FC Nefis
- Full name: Football Club Nefis Kazan
- Nickname(s): Kosmetologi, The Beauticians
- Founded: April 2021
- Ground: Elektron Stadium, 27 Karim Tinchurin Street, Kazan
- Capacity: 3,000
- Owner: Nefis Group
- General director: Konstantin Samarenkin
- League: Russian Football National League 2
| Home colours |

= FC Nefis Kazan =

FC Nefis Kazan («Нэфис» (Казань)` from нәфис — adorable, exquisite) is a Russian football team based in Kazan. It played professionally in the Russian Football National League 2 from the 2022 season. The club plays their home games at the Elektron Stadium, which has a capacity of 3,000.

Nefis' home kit is all red. This kit has been used since their establishment in 2021. Unlike FC Rubin from the same area, the club is based on local players only.

==History==
FC Nefis Kazan was established by senior executives at the Tatar cosmetics company Nefis, in April 2021.

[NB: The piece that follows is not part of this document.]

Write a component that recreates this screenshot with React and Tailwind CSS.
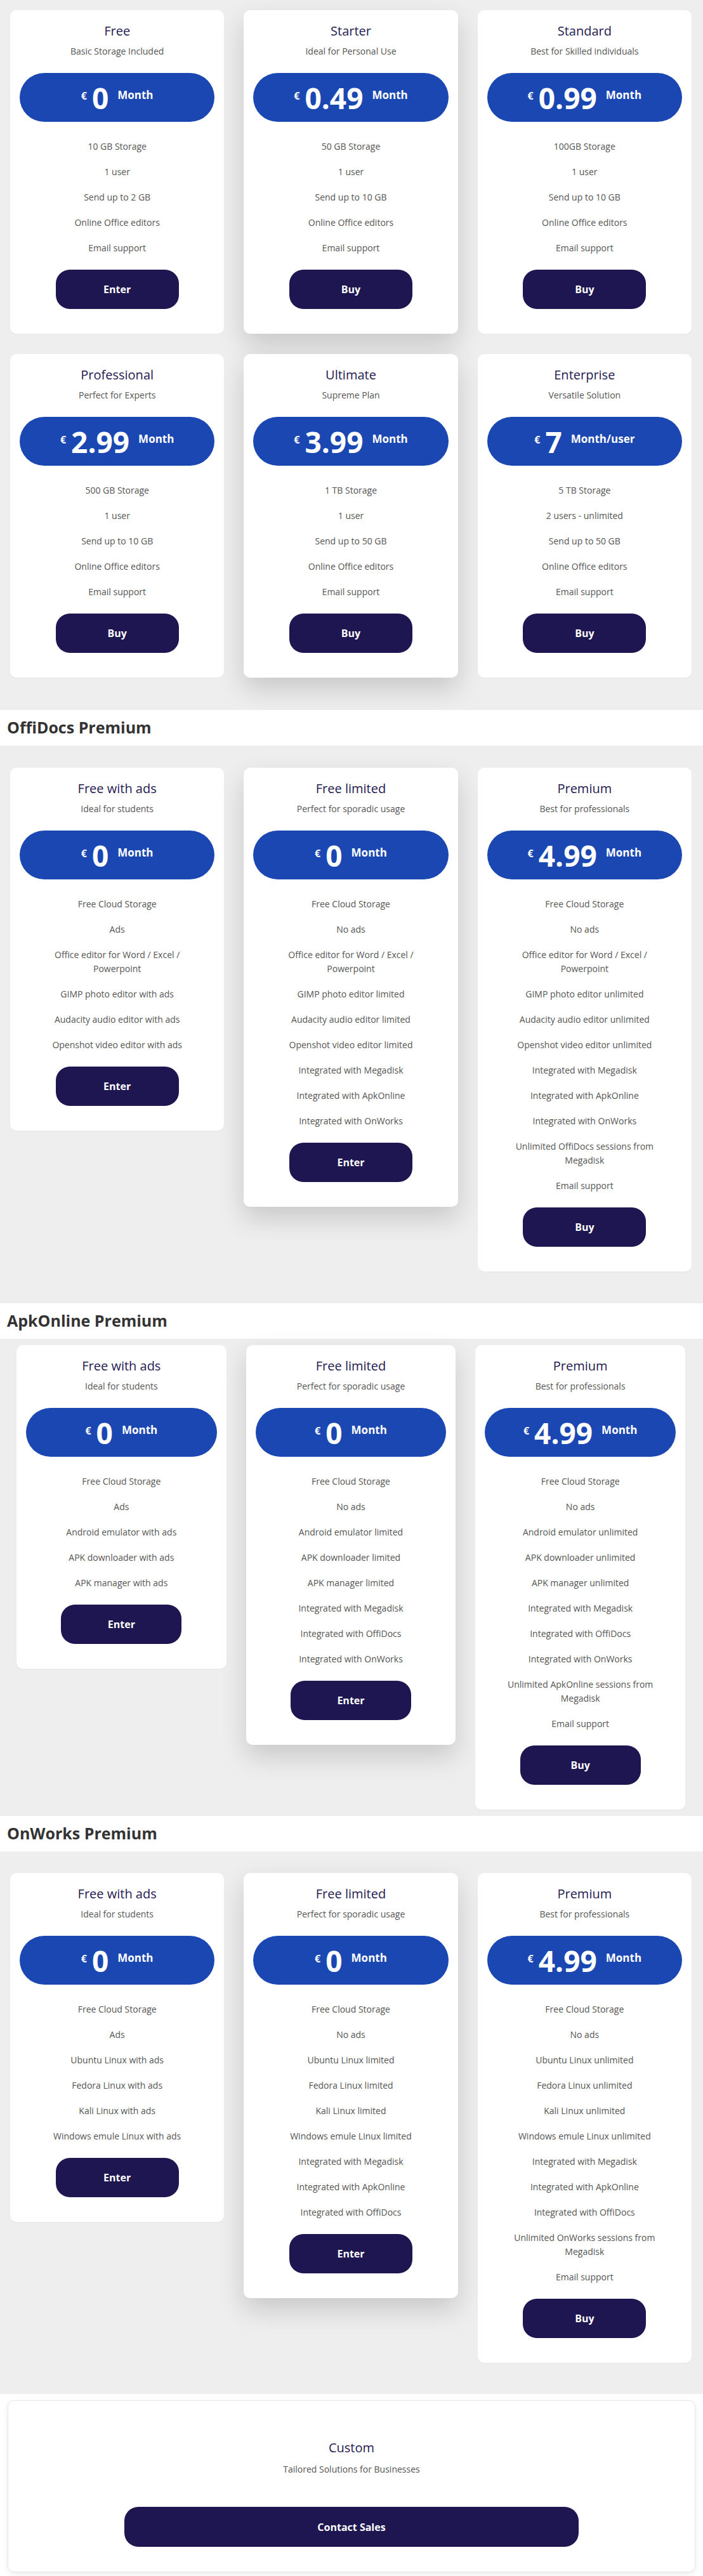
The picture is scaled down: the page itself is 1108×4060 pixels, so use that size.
import React from 'react'

const font = { fontFamily: '"Open Sans", "Noto Sans", Arial, sans-serif' }

const topPlans = [
  {
    name: 'Free',
    sub: 'Basic Storage Included',
    price: '0',
    features: ['10 GB Storage', '1 user', 'Send up to 2 GB', 'Online Office editors', 'Email support'],
    cta: 'Enter',
  },
  {
    name: 'Starter',
    sub: 'Ideal for Personal Use',
    price: '0.49',
    features: ['50 GB Storage', '1 user', 'Send up to 10 GB', 'Online Office editors', 'Email support'],
    cta: 'Buy',
    featured: true,
  },
  {
    name: 'Standard',
    sub: 'Best for Skilled individuals',
    price: '0.99',
    features: ['100GB Storage', '1 user', 'Send up to 10 GB', 'Online Office editors', 'Email support'],
    cta: 'Buy',
  },
  {
    name: 'Professional',
    sub: 'Perfect for Experts',
    price: '2.99',
    features: ['500 GB Storage', '1 user', 'Send up to 10 GB', 'Online Office editors', 'Email support'],
    cta: 'Buy',
  },
  {
    name: 'Ultimate',
    sub: 'Supreme Plan',
    price: '3.99',
    features: ['1 TB Storage', '1 user', 'Send up to 50 GB', 'Online Office editors', 'Email support'],
    cta: 'Buy',
    featured: true,
  },
  {
    name: 'Enterprise',
    sub: 'Versatile Solution',
    price: '7',
    unit: 'Month/user',
    features: ['5 TB Storage', '2 users - unlimited', 'Send up to 50 GB', 'Online Office editors', 'Email support'],
    cta: 'Buy',
  },
]

const offiDocs = [
  {
    name: 'Free with ads',
    sub: 'Ideal for students',
    price: '0',
    features: [
      'Free Cloud Storage',
      'Ads',
      'Office editor for Word / Excel / Powerpoint',
      'GIMP photo editor with ads',
      'Audacity audio editor with ads',
      'Openshot video editor with ads',
    ],
    cta: 'Enter',
  },
  {
    name: 'Free limited',
    sub: 'Perfect for sporadic usage',
    price: '0',
    features: [
      'Free Cloud Storage',
      'No ads',
      'Office editor for Word / Excel / Powerpoint',
      'GIMP photo editor limited',
      'Audacity audio editor limited',
      'Openshot video editor limited',
      'Integrated with Megadisk',
      'Integrated with ApkOnline',
      'Integrated with OnWorks',
    ],
    cta: 'Enter',
    featured: true,
  },
  {
    name: 'Premium',
    sub: 'Best for professionals',
    price: '4.99',
    features: [
      'Free Cloud Storage',
      'No ads',
      'Office editor for Word / Excel / Powerpoint',
      'GIMP photo editor unlimited',
      'Audacity audio editor unlimited',
      'Openshot video editor unlimited',
      'Integrated with Megadisk',
      'Integrated with ApkOnline',
      'Integrated with OnWorks',
      'Unlimited OffiDocs sessions from Megadisk',
      'Email support',
    ],
    cta: 'Buy',
  },
]

const apkOnline = [
  {
    name: 'Free with ads',
    sub: 'Ideal for students',
    price: '0',
    features: ['Free Cloud Storage', 'Ads', 'Android emulator with ads', 'APK downloader with ads', 'APK manager with ads'],
    cta: 'Enter',
  },
  {
    name: 'Free limited',
    sub: 'Perfect for sporadic usage',
    price: '0',
    features: [
      'Free Cloud Storage',
      'No ads',
      'Android emulator limited',
      'APK downloader limited',
      'APK manager limited',
      'Integrated with Megadisk',
      'Integrated with OffiDocs',
      'Integrated with OnWorks',
    ],
    cta: 'Enter',
    featured: true,
  },
  {
    name: 'Premium',
    sub: 'Best for professionals',
    price: '4.99',
    features: [
      'Free Cloud Storage',
      'No ads',
      'Android emulator unlimited',
      'APK downloader unlimited',
      'APK manager unlimited',
      'Integrated with Megadisk',
      'Integrated with OffiDocs',
      'Integrated with OnWorks',
      'Unlimited ApkOnline sessions from Megadisk',
      'Email support',
    ],
    cta: 'Buy',
  },
]

const onWorks = [
  {
    name: 'Free with ads',
    sub: 'Ideal for students',
    price: '0',
    features: [
      'Free Cloud Storage',
      'Ads',
      'Ubuntu Linux with ads',
      'Fedora Linux with ads',
      'Kali Linux with ads',
      'Windows emule Linux with ads',
    ],
    cta: 'Enter',
  },
  {
    name: 'Free limited',
    sub: 'Perfect for sporadic usage',
    price: '0',
    features: [
      'Free Cloud Storage',
      'No ads',
      'Ubuntu Linux limited',
      'Fedora Linux limited',
      'Kali Linux limited',
      'Windows emule Linux limited',
      'Integrated with Megadisk',
      'Integrated with ApkOnline',
      'Integrated with OffiDocs',
    ],
    cta: 'Enter',
    featured: true,
  },
  {
    name: 'Premium',
    sub: 'Best for professionals',
    price: '4.99',
    features: [
      'Free Cloud Storage',
      'No ads',
      'Ubuntu Linux unlimited',
      'Fedora Linux unlimited',
      'Kali Linux unlimited',
      'Windows emule Linux unlimited',
      'Integrated with Megadisk',
      'Integrated with ApkOnline',
      'Integrated with OffiDocs',
      'Unlimited OnWorks sessions from Megadisk',
      'Email support',
    ],
    cta: 'Buy',
  },
]

function PricePill({ price, unit = 'Month' }) {
  return (
    <div className="mx-[15px] flex h-[77px] items-center justify-center rounded-full bg-[#1b47b2] text-white">
      <div className="flex items-start font-bold">
        <span className="mt-[12px] text-[16px] leading-none">€</span>
        <span className="ml-[8px] text-[46px] leading-none">{price}</span>
        <span className="ml-[14px] mt-[10px] text-[17px] leading-none">{unit}</span>
      </div>
    </div>
  )
}

function PlanCard({ plan }) {
  return (
    <div
      className={`flex flex-col rounded-[10px] bg-white pb-[39px] pt-[19px] text-center ${
        plan.featured ? 'shadow-[0_18px_40px_rgba(0,0,0,0.16)]' : 'shadow-[0_1px_3px_rgba(0,0,0,0.03)]'
      }`}
    >
      <h3 className="text-[20px] leading-[28px] text-[#1f1a52]">{plan.name}</h3>
      <p className="mt-[8px] text-[14px] leading-[20px] text-[#555]">{plan.sub}</p>
      <div className="mt-[24px]">
        <PricePill price={plan.price} unit={plan.unit} />
      </div>
      <ul className="mt-[28px] flex flex-col gap-[18px] px-[40px] text-[14px] leading-[22px] text-[#555]">
        {plan.features.map((f) => (
          <li key={f}>{f}</li>
        ))}
      </ul>
      <button className="mx-auto mt-[23px] h-[62px] w-[57.5%] rounded-[22px] bg-[#1e1650] text-[16px] font-bold text-white">
        {plan.cta}
      </button>
    </div>
  )
}

function SectionHeading({ children }) {
  return (
    <div className="flex h-[56px] items-center bg-white px-[11px]">
      <h2 className="text-[25px] font-bold text-[#333]">{children}</h2>
    </div>
  )
}

export default function App() {
  return (
    <div className="w-[1108px] bg-white" style={font}>
      <section className="bg-[#eeeeee] pb-[51px] pl-[16px] pr-[18px] pt-[16px]">
        <div className="grid grid-cols-3 items-start gap-x-[31px] gap-y-[32px]">
          {topPlans.map((p) => (
            <PlanCard key={p.name} plan={p} />
          ))}
        </div>
      </section>

      <SectionHeading>OffiDocs Premium</SectionHeading>
      <section className="bg-[#eeeeee] pb-[50px] pl-[16px] pr-[18px] pt-[35px]">
        <div className="grid grid-cols-3 items-start gap-x-[31px]">
          {offiDocs.map((p) => (
            <PlanCard key={p.name} plan={p} />
          ))}
        </div>
      </section>

      <SectionHeading>ApkOnline Premium</SectionHeading>
      <section className="bg-[#eeeeee] pb-[10px] pl-[26px] pr-[28px] pt-[10px]">
        <div className="grid grid-cols-3 items-start gap-x-[31px]">
          {apkOnline.map((p) => (
            <PlanCard key={p.name} plan={p} />
          ))}
        </div>
      </section>

      <SectionHeading>OnWorks Premium</SectionHeading>
      <section className="bg-[#eeeeee] pb-[49px] pl-[16px] pr-[18px] pt-[34px]">
        <div className="grid grid-cols-3 items-start gap-x-[31px]">
          {onWorks.map((p) => (
            <PlanCard key={p.name} plan={p} />
          ))}
        </div>
      </section>

      <section className="bg-white px-[12px] pb-[7px] pt-[10px]">
        <div className="flex flex-col items-center rounded-[10px] border border-[#e6e6e6] bg-white pb-[39px] pt-[60px] text-center shadow-[0_3px_10px_rgba(0,0,0,0.08)]">
          <h3 className="text-[20px] leading-[28px] text-[#1f1a52]">Custom</h3>
          <p className="mt-[10px] text-[14px] leading-[20px] text-[#555]">Tailored Solutions for Businesses</p>
          <button className="mt-[49px] h-[63px] w-[716px] rounded-[22px] bg-[#1e1650] text-[16px] font-bold text-white">
            Contact Sales
          </button>
        </div>
      </section>
    </div>
  )
}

Having won the Tatarstan Top League in their inaugural season without a single loss, the football club joined the Russian Football National League 2 in the 2022-23 season.

==League results==

| Season | League |  |  |  |  |  |  |  |  |  | Russian Cup |
| Div. | Pos. | Pl. | W | D | L | GF | GA | GD | P |
| 2021 | 4th | 1st | 10 | 7 | 3 | 0 | 25 | 5 | +5 | 24 | Did not participate |
| 2022–23 | 3rd |  |  |  |  |  |  |  |  |  | ? |

==Stadium==
The main home ground for the club is the Elektron Stadium in Kazan, which has a capacity of 3,000. The arena was rebuilt for the 2018 World Cup, and new natural grass was planted. There is a training centre for youth clubs stationed nearby.